There are plenty of good reasons to pursue the latter arrangement, which is known as an owner-occupied property. If you live in the home you use as an income property, you won't have to pay for a separate living space of your own that's apt to cost you money. And you can then use the money you save for all sorts of things -- to improve your current rental home, buy a second income property down the line, or meet other personal financial goals, like retiring early or putting a child through college.
Also, with an owner-occupied property, managing tenants and enforcing rules becomes a little easier. Your tenants will be less likely to violate the terms of their lease agreements -- say, have a pet when it's not allowed or smoke inside the property when that's clearly prohibited -- if you're right there on the premises watching over them. And if problems arise -- say, there's the need for an immediate repair -- you'll be on site already to deal with it.
But despite these perks, some landlords may now be hesitant to enter into owner-occupied arrangements. And we can blame that trepidation on none other than COVID-19.
Will COVID-19 change living arrangements?
There's already talk that COVID-19 will cause people to change the way they think about certain common living arrangements, like having a roommate or dormitory-style co-living setups. But the current crisis may also change the way landlords think about sharing a living space with their tenants.
Health officials have made it clear that the best way to stay safe in the face of COVID-19 is to limit contact with the outside world and socially distance. But that's easier said than done if you're a landlord living under the same roof as your tenants. Even if your homes have separate entrances within the property, there's apt to be some overlap under that type of arrangement -- say you share the same front door, use the same mailbox, or park in the same driveway. And that could set the stage for added exposure to a virus nobody wants.

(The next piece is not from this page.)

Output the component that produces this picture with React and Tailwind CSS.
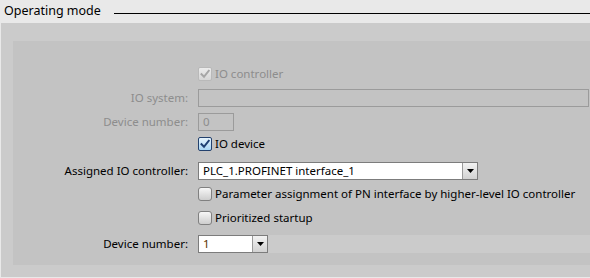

Of course, if you're currently in an owner-occupied situation, you can't exactly kick your tenants out for fear of falling ill. But what you can do is rethink the idea of signing those leases again once they come to an end. Or, you might renew those leases but find a different place to live yourself. This especially holds true if you have your own family living in that home that you want to protect. After all, the one main drawback of living in an owner-occupied home is having less privacy as a landlord. And in these crazy times, privacy and personal safety easily go hand in hand.